Kling AI has just released Kling 2.0 to the public.
This new release is packed with major upgrades, claiming the top spot in AI video rankings. But is it really as groundbreaking as it sounds?
We've put Kling 2.0 to the test, comparing it with other state-of-the-art models like Runway Gen 4 and Google's Veo 2.
We'll share the results in just a bit, but first, let's understand what makes Kling 2.0 special.
What's New in Kling 2.0?
Kling 2.0 has introduced several new features and changes.
Multi-Modal Visual Prompting
One of the most significant additions to the Kling ecosystem is the new "Multi Elements" feature.
It's a multi-modal visual prompting system that allows users to reference images and videos within text prompts.

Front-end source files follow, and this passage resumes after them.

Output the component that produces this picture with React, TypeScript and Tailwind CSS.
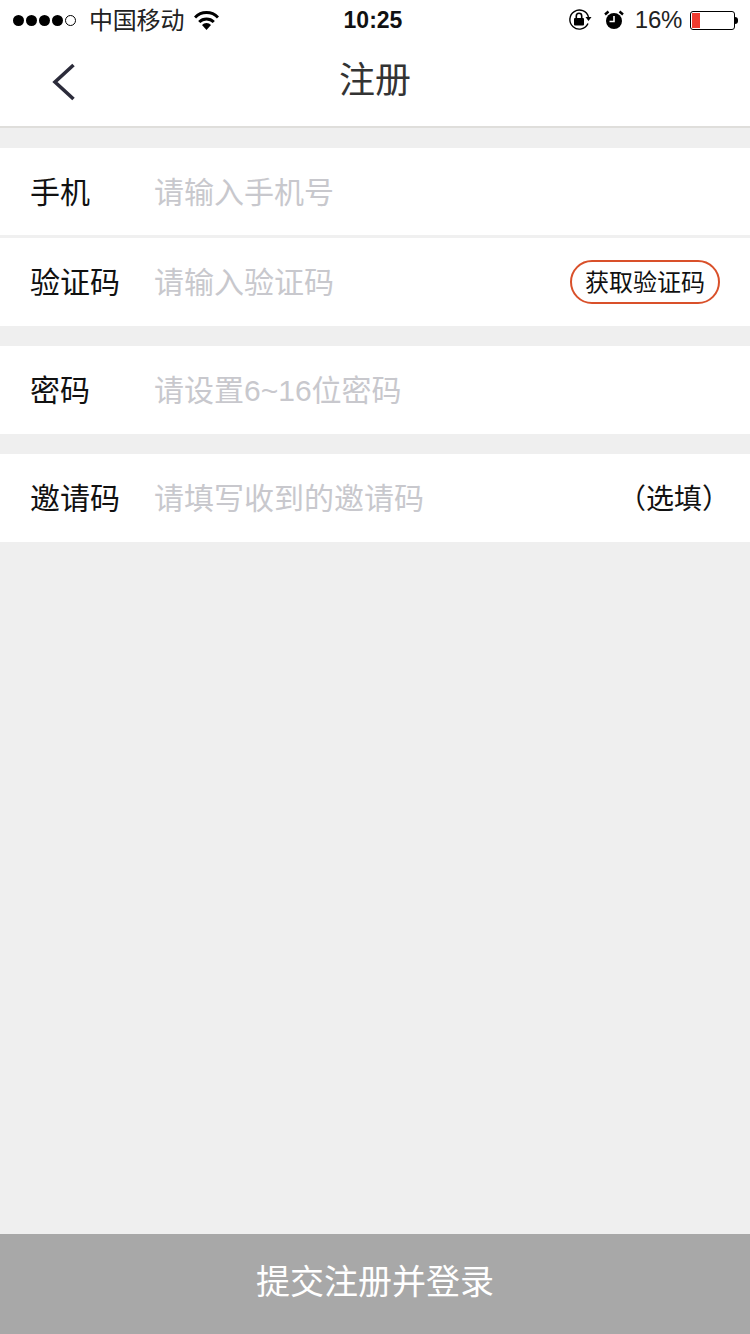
const cjk = "font-['Liberation_Sans','Noto_Sans_CJK_SC',sans-serif]";

function Wifi() {
  return (
    <svg width="25" height="19" viewBox="0 0 25 19" className="ml-[10px]">
      <path d="M1 6.5 A16 16 0 0 1 24 6.5" fill="none" stroke="#000" strokeWidth="3" />
      <path d="M5.2 11 A10.4 10.4 0 0 1 19.8 11" fill="none" stroke="#000" strokeWidth="3" />
      <path d="M12.5 19 L8 14 A6 6 0 0 1 17 14 Z" fill="#000" />
    </svg>
  );
}

function RotationLock() {
  return (
    <svg width="24" height="24" viewBox="0 0 24 24">
      <path d="M20 15.5 A9.5 9.5 0 1 1 20.5 9" fill="none" stroke="#000" strokeWidth="1.4" />
      <path d="M17.5 9 L23.5 9 L20.5 13 Z" fill="#000" />
      <rect x="6" y="10" width="10" height="7.5" rx="1" fill="#000" />
      <path d="M8.3 10.5 V8 A2.7 2.7 0 0 1 13.7 8 V10.5" fill="none" stroke="#000" strokeWidth="1.6" />
    </svg>
  );
}

function Alarm() {
  return (
    <svg width="20" height="20" viewBox="0 0 20 20">
      <circle cx="10" cy="11" r="8" fill="#000" />
      <path d="M10 6 V11.5 H5.5" fill="none" stroke="#fff" strokeWidth="1.6" />
      <path d="M1 4.5 L4.5 1.5 M19 4.5 L15.5 1.5" stroke="#000" strokeWidth="2.4" />
    </svg>
  );
}

function StatusBar() {
  return (
    <div className="relative flex h-10 items-center pl-[13px] pr-[12px] text-black">
      <div className="flex items-center gap-[2px]">
        {[0, 1, 2, 3].map((i) => (
          <span key={i} className="h-[11px] w-[11px] rounded-full bg-black" />
        ))}
        <span className="h-[11px] w-[11px] rounded-full border border-black" />
      </div>
      <span className="ml-[13px] mt-[2px] text-[24px] leading-none tracking-[-0.2px] text-[#222]">中国移动</span>
      <Wifi />
      <span className="absolute left-0 right-[4px] text-center text-[23px] font-bold leading-none text-[#111]">
        10:25
      </span>
      <div className="ml-auto flex items-center">
        <RotationLock />
        <span className="ml-[12px] flex"><Alarm /></span>
        <span className="ml-[11px] text-[24px] leading-none tracking-[-0.3px] text-[#222]">16%</span>
        <div className="ml-[8px] flex h-[19px] w-[45px] items-center rounded-[3px] border border-black p-px">
          <span className="h-full w-[8px] bg-[#f03c30]" />
        </div>
        <span className="h-[7px] w-[3px] rounded-r-full bg-black" />
      </div>
    </div>
  );
}

function Field({ label, hint, right, divider }: { label: string; hint: string; right?: React.ReactNode; divider?: boolean }) {
  return (
    <div className={`flex items-center bg-white pl-[30px] pr-[30px] ${divider ? 'h-[90px] border-b-[3px] border-[#f0f0f0]' : 'h-[88px]'}`}>
      <span className="mt-[2px] w-[124px] text-[30px] leading-none text-[#111]">{label}</span>
      <span className="mt-[2px] text-[30px] leading-none text-[#c8c8cd]">{hint}</span>
      {right && <div className="ml-auto">{right}</div>}
    </div>
  );
}

export default function App() {
  return (
    <div className={`flex h-[1334px] w-[750px] flex-col overflow-hidden bg-[#efefef] ${cjk}`}>
      {/* Header */}
      <div className="h-[128px] border-b-2 border-[#dfdedb] bg-white">
        <StatusBar />
        <div className="relative flex h-[82px] items-center justify-center">
          <svg width="24" height="38" viewBox="0 0 24 38" className="absolute left-[52px] top-[23px]">
            <path d="M21.5 2 L3 19 L21.5 36" fill="none" stroke="#2b2b3a" strokeWidth="3.6" />
          </svg>
          <span className="text-[36px] leading-none text-[#333]">注册</span>
        </div>
      </div>

      {/* Form */}
      <div className="mt-[20px]">
        <Field label="手机" hint="请输入手机号" divider />
        <Field
          label="验证码"
          hint="请输入验证码"
          right={
            <button className="flex h-[44px] w-[150px] items-center justify-center rounded-full border-2 border-[#d9502a] pt-[2px] text-[24px] leading-none text-[#111]">
              获取验证码
            </button>
          }
        />
      </div>
      <div className="mt-[20px]">
        <Field label="密码" hint="请设置6~16位密码" />
      </div>
      <div className="mt-[20px]">
        <Field
          label="邀请码"
          hint="请填写收到的邀请码"
          right={<span className="-mr-[10px] mt-[4px] block text-[28px] leading-none text-[#111]">（选填）</span>}
        />
      </div>

      {/* Submit */}
      <button className="mt-auto h-[100px] w-full bg-[#a8a8a8] pb-[4px] text-[34px] leading-none text-white">
        提交注册并登录
      </button>
    </div>
  );
}
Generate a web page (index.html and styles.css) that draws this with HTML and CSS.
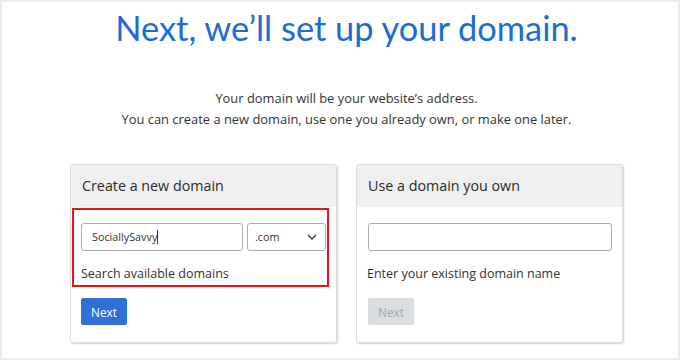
FILE: index.html
```html
<!DOCTYPE html>
<html>
<head>
<meta charset="utf-8">
<link rel="stylesheet" href="styles.css">
</head>
<body>
<div class="page">
  <h1 class="title">Next, we’ll set up your domain.</h1>
  <p class="intro">Your domain will be your website’s address.<br>You can create a new domain, use one you already own, or make one later.</p>
  <div class="cards">
    <section class="card">
      <header class="card-head">Create a new domain</header>
      <div class="card-body">
        <div class="highlight"></div>
        <div class="row">
          <div class="field field-name">SociallySavvy<span class="caret"></span></div>
          <div class="field field-tld">.com
            <svg class="chev" width="10" height="6" viewBox="0 0 10 6"><path d="M1 1 L5 5 L9 1" fill="none" stroke="#333" stroke-width="1.3"/></svg>
          </div>
        </div>
        <p class="hint">Search available domains</p>
        <button class="btn">Next</button>
      </div>
    </section>
    <section class="card">
      <header class="card-head">Use a domain you own</header>
      <div class="card-body">
        <div class="row">
          <div class="field field-full"></div>
        </div>
        <p class="hint">Enter your existing domain name</p>
        <button class="btn btn-disabled">Next</button>
      </div>
    </section>
  </div>
</div>
</body>
</html>
```
FILE: styles.css
```css
html, body {
  margin: 0;
  padding: 0;
  background: #fff;
}
.page {
  width: 680px;
  height: 360px;
  box-sizing: border-box;
  border: 2px solid #ececec;
  padding-left: 68px;
  overflow: hidden;
}
.title {
  margin: 0;
  width: 553px;
  text-align: center;
  font-family: Lato, "Noto Sans", sans-serif;
  font-weight: 400;
  font-size: 34.4px;
  line-height: 40px;
  padding-top: 6px;
  color: #1b6dd4;
}
.intro {
  width: 553px;
  margin: 40px 0 0;
  text-align: center;
  font-family: "Open Sans", sans-serif;
  font-size: 12.9px;
  line-height: 21px;
  color: #333;
}
.cards {
  display: flex;
  gap: 19px;
  margin-top: 34px;
}
.card {
  width: 267px;
  height: 179px;
  box-sizing: border-box;
  border: 1px solid #dcdcdc;
  border-radius: 3px;
  box-shadow: 1px 1px 2px rgba(0,0,0,0.18);
  font-family: "Open Sans", sans-serif;
  position: relative;
}
.card-head {
  height: 42px;
  background: #efefef;
  padding-left: 11px;
  font-size: 14.3px;
  line-height: 42px;
  color: #2b2b2b;
  border-radius: 3px 3px 0 0;
}
.card-body {
  padding: 16px 10px 0;
  position: relative;
}
.highlight {
  position: absolute;
  left: 1px;
  top: 1px;
  width: 257px;
  height: 79px;
  box-sizing: border-box;
  border: 2px solid #e8141c;
}
.row {
  display: flex;
  gap: 4px;
}
.field {
  height: 28px;
  box-sizing: border-box;
  border: 1px solid #a9adb5;
  border-radius: 3px;
  font-size: 10.8px;
  line-height: 26px;
  color: #333;
  padding-left: 10px;
}
.field-name {
  width: 162px;
}
.caret {
  display: inline-block;
  width: 1px;
  height: 14px;
  background: #333;
  vertical-align: -3px;
}
.field-tld {
  width: 79px;
  padding-left: 7px;
  display: flex;
  justify-content: space-between;
  align-items: center;
  padding-right: 8px;
}
.field-full {
  width: 244px;
  margin-left: 1px;
}
.hint {
  margin: 13px 0 0;
  font-size: 12.5px;
  line-height: 20px;
  color: #333;
}
.btn {
  display: block;
  margin-top: 14px;
  height: 27px;
  padding: 0 10px;
  border: none;
  border-radius: 2px;
  background: #2f6fd6;
  color: #fff;
  font-family: "Open Sans", sans-serif;
  font-size: 11.8px;
}
.btn-disabled {
  background: #d9dee3;
  color: #a3a6aa;
  margin-left: 1px;
}
```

This feature represents a major advancement in control and precision, although it's currently separate from Kling 2.0 (with integration expected soon).
The system offers three primary functions:
- Swap: Replace subjects in existing videos (feature was experiencing errors during testing)
- Add: Insert new elements from reference images into videos
- Delete: Remove unwanted objects from scenes dynamically
In our tests, we successfully used the "add" feature to insert a running woman (from a reference image) into a scene of lava entering an old opera house.

Similarly, the "delete" function allowed us to remove a parrot from a robot's shoulder while maintaining visual coherence throughout the video.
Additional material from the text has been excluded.